The correct use of language is an aspect heavily intertwined with each of the above factors. It is an essential element, distinct for each country, which can directly influence the outcome of any international campaign. In fact, recent studies show that majority of consumers in the European markets are much more likely to finalize a purchase, if the information about a product/service is made available to them in their native language. Interestingly, 1 in 5 people asked said to never buy products, if they are not able to find the information about it in the tongue they speak natively.
These studies truly show, just how important the correct use of language really is for organizations intending to enter foreign markets. A business, which targets international audience, but doesn’t provide localized information in the market’s native language risks not only damages to their brand image, but also the possible loss of 20% of their potential revenue from the very moment the company launches abroad.
Is translation enough?
Often, when an organization intends to effectively explore foreign markets, a simple word-for-word translation might not be quite adequate for the purpose of a campaign. In complex, international campaigns, the use of language is often only one of the key elements, which are essential to adapt in order to successfully target the chosen audience. In such case, a service called transcreation should be considered.

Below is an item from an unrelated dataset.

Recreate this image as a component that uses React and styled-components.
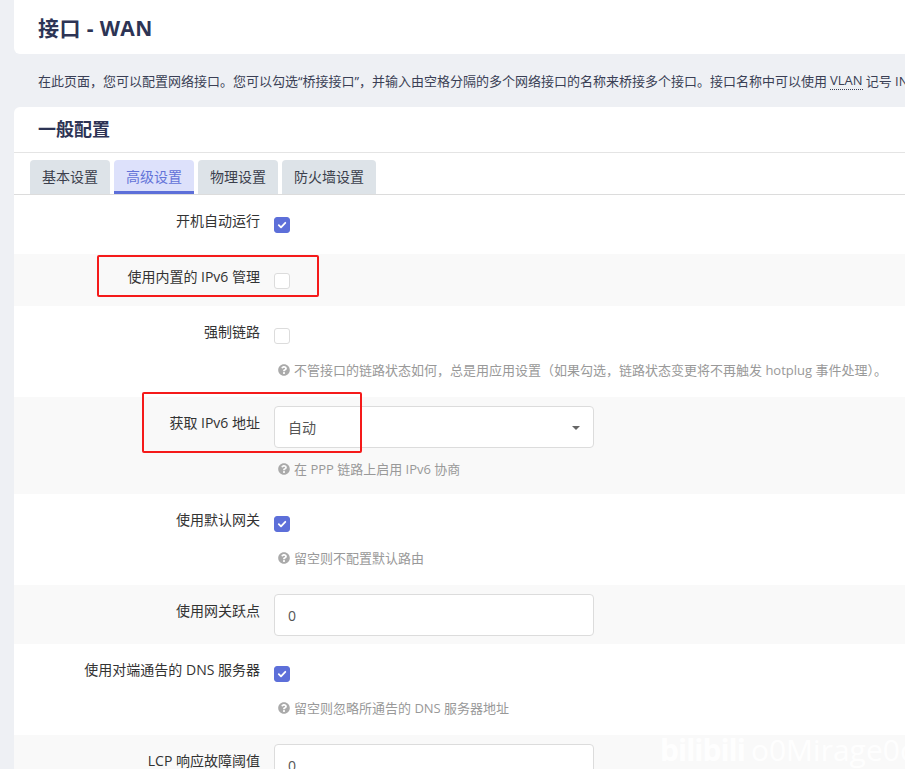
import styled, { createGlobalStyle } from "styled-components";
import { FaQuestionCircle } from "react-icons/fa";

const GlobalStyle = createGlobalStyle`
  html, body {
    margin: 0;
    padding: 0;
    background: #eef0f4;
    overflow: hidden;
  }
  body {
    font-family: "Open Sans", "Noto Sans CJK SC", sans-serif;
    color: #333;
  }
`;

const rows = [
  { label: "开机自动运行", type: "check", checked: true },
  { label: "使用内置的 IPv6 管理", type: "check", checked: false, mark: "small", compact: true },
  {
    label: "强制链路",
    type: "check",
    checked: false,
    help: "不管接口的链路状态如何，总是用应用设置（如果勾选，链路状态变更将不再触发 hotplug 事件处理）。",
  },
  { label: "获取 IPv6 地址", type: "select", value: "自动", help: "在 PPP 链路上启用 IPv6 协商", mark: "big" },
  { label: "使用默认网关", type: "check", checked: true, help: "留空则不配置默认路由" },
  { label: "使用网关跃点", type: "input", value: "0" },
  { label: "使用对端通告的 DNS 服务器", type: "check", checked: true, help: "留空则忽略所通告的 DNS 服务器地址" },
  { label: "LCP 响应故障阈值", type: "input", value: "0" },
];

const tabs = ["基本设置", "高级设置", "物理设置", "防火墙设置"];

function Control({ row }) {
  if (row.type === "check") {
    return (
      <CheckLine>
        <Checkbox $checked={row.checked}>
          {row.checked && (
            <svg width="10" height="10" viewBox="0 0 10 10">
              <path d="M1.8 5.2 L4 7.3 L8.3 2.8" fill="none" stroke="#fff" strokeWidth="1.8" strokeLinecap="round" strokeLinejoin="round" />
            </svg>
          )}
        </Checkbox>
      </CheckLine>
    );
  }
  if (row.type === "select") {
    return (
      <Field>
        {row.value}
        <Caret />
      </Field>
    );
  }
  return <Field>{row.value}</Field>;
}

function App() {
  return (
    <>
      <GlobalStyle />
      <Page>
        <HeaderCard>
          <Title>接口 - WAN</Title>
        </HeaderCard>
        <Description>
          在此页面，您可以配置网络接口。您可以勾选“桥接接口”，并输入由空格分隔的多个网络接口的名称来桥接多个接口。接口名称中可以使用{" "}
          <Abbr>VLAN</Abbr> 记号 INTERFACE.VLANNR（例如：eth0.1）。
        </Description>
        <Card>
          <CardTitle>一般配置</CardTitle>
          <TabBar>
            {tabs.map((t, i) => (
              <Tab key={t} $active={i === 1}>
                {t}
              </Tab>
            ))}
          </TabBar>
          {rows.map((row, i) => (
            <Row key={row.label} $alt={i % 2 === 1} $compact={row.compact}>
              <Label>{row.label}</Label>
              <Value>
                <Control row={row} />
                {row.help && (
                  <Help $afterField={row.type !== "check"}>
                    <FaQuestionCircle size={12} />
                    {row.help}
                  </Help>
                )}
              </Value>
              {row.mark && <Mark $kind={row.mark} />}
            </Row>
          ))}
          <Watermark>
            <Bili>bilibili</Bili>
            o0Mirage0o
          </Watermark>
        </Card>
      </Page>
    </>
  );
}

const Page = styled.div`
  width: 1200px;
  padding-left: 14px;
`;

const HeaderCard = styled.div`
  background: #fff;
  height: 54px;
  border-radius: 0 0 0 6px;
  display: flex;
  align-items: center;
  padding-left: 24px;
`;

const Title = styled.h2`
  margin: 0;
  font-size: 21px;
  font-weight: 700;
  color: #2d3455;
  letter-spacing: 0.4px;
`;

const Description = styled.div`
  height: 53px;
  display: flex;
  align-items: center;
  padding-left: 24px;
  font-size: 13px;
  color: #3a3f55;
  white-space: nowrap;
`;

const Abbr = styled.span`
  border-bottom: 1px dotted #3a3f55;
  margin: 0 3px;
`;

const Card = styled.div`
  position: relative;
  background: #fff;
  border-radius: 6px 0 0 0;
`;

const CardTitle = styled.h3`
  margin: 0;
  height: 42px;
  padding-bottom: 3px;
  display: flex;
  align-items: center;
  padding-left: 24px;
  font-size: 18px;
  font-weight: 700;
  color: #2d3455;
  border-bottom: 1px solid #e4e4e4;
`;

const TabBar = styled.div`
  display: flex;
  gap: 4px;
  padding: 7px 16px 0;
  border-bottom: 1px solid #dcdcdc;
`;

const Tab = styled.div`
  height: 34px;
  box-sizing: border-box;
  padding: 0 12px;
  display: flex;
  align-items: center;
  font-size: 14px;
  border-radius: 4px 4px 0 0;
  background: ${(p) => (p.$active ? "#dde1fb" : "#dde3e8")};
  color: ${(p) => (p.$active ? "#6373d8" : "#3b3f4c")};
  border-bottom: 3px solid ${(p) => (p.$active ? "#5d6fd9" : "transparent")};
`;

const Row = styled.div`
  position: relative;
  display: grid;
  grid-template-columns: 246px 1fr;
  column-gap: 14px;
  padding: ${(p) => (p.$compact ? "6px 0 4px" : "9px 0 8px")};
  background: ${(p) => (p.$alt ? "#f9f9f9" : "#fff")};
`;

const Label = styled.div`
  text-align: right;
  font-size: 14px;
  line-height: 20px;
  padding-top: 7px;
  color: #333;
`;

const Value = styled.div`
  display: flex;
  flex-direction: column;
  align-items: flex-start;
`;

const CheckLine = styled.div`
  height: 42px;
  display: flex;
  align-items: center;
`;

const Checkbox = styled.span`
  width: 16px;
  height: 16px;
  box-sizing: border-box;
  border-radius: 3px;
  display: flex;
  align-items: center;
  justify-content: center;
  background: ${(p) => (p.$checked ? "#5d6fd9" : "#fff")};
  border: 1px solid ${(p) => (p.$checked ? "#5d6fd9" : "#dcdcdc")};
`;

const Field = styled.div`
  position: relative;
  width: 320px;
  height: 42px;
  box-sizing: border-box;
  border: 1px solid #dcdcdc;
  border-radius: 4px;
  background: #fff;
  display: flex;
  align-items: center;
  padding-left: 13px;
  font-size: 14px;
  color: #555;
`;

const Caret = styled.span`
  position: absolute;
  right: 13px;
  top: 19px;
  width: 0;
  height: 0;
  border-left: 4px solid transparent;
  border-right: 4px solid transparent;
  border-top: 4px solid #666;
`;

const Help = styled.div`
  display: flex;
  align-items: center;
  gap: 4px;
  margin: ${(p) => (p.$afterField ? "11px 0 7px 4px" : "3px 0 9px 4px")};
  line-height: 20px;
  font-size: 13px;
  color: #999;
  white-space: nowrap;
  svg {
    color: #aaa;
  }
`;

const Mark = styled.div`
  position: absolute;
  border: 2px solid #f51a1a;
  border-radius: 2px;
  box-sizing: border-box;
  pointer-events: none;
  left: ${(p) => (p.$kind === "small" ? "83px" : "128px")};
  top: ${(p) => (p.$kind === "small" ? "1px" : "-5px")};
  width: ${(p) => (p.$kind === "small" ? "222px" : "220px")};
  height: ${(p) => (p.$kind === "small" ? "42px" : "61px")};
`;

const Watermark = styled.div`
  position: absolute;
  left: 646px;
  top: 622px;
  font-family: "Open Sans", sans-serif;
  font-size: 30px;
  color: rgba(255, 255, 255, 0.95);
  display: flex;
  align-items: baseline;
  gap: 6px;
  white-space: nowrap;
`;

const Bili = styled.span`
  font-weight: 700;
  font-size: 30px;
  letter-spacing: -1px;
`;

export default App;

Visual elements, such as images or even colours, can also play a vital and central part in the campaign in number of countries, directly influencing consumer behavior; either positively or negatively. The same colour, for example, can mean two completely different things within various environments.
Ensuring that the visual aspects of your campaign evoke solely good emotions and allow the potential customers to create positive brand image in their minds might be key within a new, foreign market. For example, the colour white, commonly associated with cleanliness and purity in the West, in many Asian cultures, including China, symbolizes death, on the other hand. These differences and nuances must be picked up in the process and accurately localized before going ahead with the campaign’s international launch.

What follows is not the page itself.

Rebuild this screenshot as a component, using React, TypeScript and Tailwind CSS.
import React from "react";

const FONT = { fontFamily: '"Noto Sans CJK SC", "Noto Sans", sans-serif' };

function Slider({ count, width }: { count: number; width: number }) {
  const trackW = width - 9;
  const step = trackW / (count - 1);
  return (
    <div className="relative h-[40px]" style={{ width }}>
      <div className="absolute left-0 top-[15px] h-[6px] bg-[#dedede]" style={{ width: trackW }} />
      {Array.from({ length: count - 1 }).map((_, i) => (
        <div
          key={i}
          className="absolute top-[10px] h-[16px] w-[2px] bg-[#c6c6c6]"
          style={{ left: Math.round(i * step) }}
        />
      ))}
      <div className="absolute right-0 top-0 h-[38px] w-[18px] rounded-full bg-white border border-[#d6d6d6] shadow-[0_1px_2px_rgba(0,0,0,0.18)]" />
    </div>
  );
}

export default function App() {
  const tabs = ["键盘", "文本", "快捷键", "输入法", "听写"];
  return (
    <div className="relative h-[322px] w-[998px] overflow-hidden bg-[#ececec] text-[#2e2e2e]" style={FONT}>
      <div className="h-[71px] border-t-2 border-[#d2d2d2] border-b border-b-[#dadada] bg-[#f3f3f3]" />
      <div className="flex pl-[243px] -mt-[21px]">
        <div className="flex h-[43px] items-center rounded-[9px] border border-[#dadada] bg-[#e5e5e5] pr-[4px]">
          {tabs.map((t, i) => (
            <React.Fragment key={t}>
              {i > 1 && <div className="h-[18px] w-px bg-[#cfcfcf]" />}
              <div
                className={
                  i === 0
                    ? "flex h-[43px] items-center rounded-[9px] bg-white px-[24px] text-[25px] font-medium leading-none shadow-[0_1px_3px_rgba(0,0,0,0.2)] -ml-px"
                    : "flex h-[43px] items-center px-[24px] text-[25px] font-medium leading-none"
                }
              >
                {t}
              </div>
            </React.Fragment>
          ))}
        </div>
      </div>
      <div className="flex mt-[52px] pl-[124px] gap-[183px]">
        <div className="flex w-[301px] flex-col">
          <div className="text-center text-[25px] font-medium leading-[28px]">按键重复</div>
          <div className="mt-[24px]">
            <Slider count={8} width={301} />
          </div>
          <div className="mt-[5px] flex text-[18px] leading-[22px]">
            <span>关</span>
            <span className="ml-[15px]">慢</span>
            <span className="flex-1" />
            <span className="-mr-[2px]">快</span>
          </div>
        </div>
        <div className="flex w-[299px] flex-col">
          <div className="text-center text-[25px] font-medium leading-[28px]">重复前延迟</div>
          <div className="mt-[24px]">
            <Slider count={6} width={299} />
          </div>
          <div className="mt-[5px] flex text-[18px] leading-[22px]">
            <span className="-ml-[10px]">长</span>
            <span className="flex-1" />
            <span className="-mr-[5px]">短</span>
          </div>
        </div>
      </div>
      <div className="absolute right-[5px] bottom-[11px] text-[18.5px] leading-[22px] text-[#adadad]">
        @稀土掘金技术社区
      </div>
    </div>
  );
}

Who should translate my materials?
When it comes to translating business or marketing materials intended for a foreign audience within an overseas market, the content should, without a question, be translated by a native speaker of the target language.
By ensuring this, your campaign will not only be translated accurately and reliably, but will also be carefully localized at the same time. A native linguist will be able to adapt your content specifically for your chosen market, bearing in mind all of the important cultural, linguistic or social aspects and elements; after all, they are also one of your potential customers!
If you’re thinking about expanding your business internationally, or are already in the process and need to translate your materials, simply get in touch with us on firstname.lastname@example.org or call +44 (0) 20 8677 3775 and a member of our team will be more than happy to discuss our services and how we can help you in reaching out to your target, international audience.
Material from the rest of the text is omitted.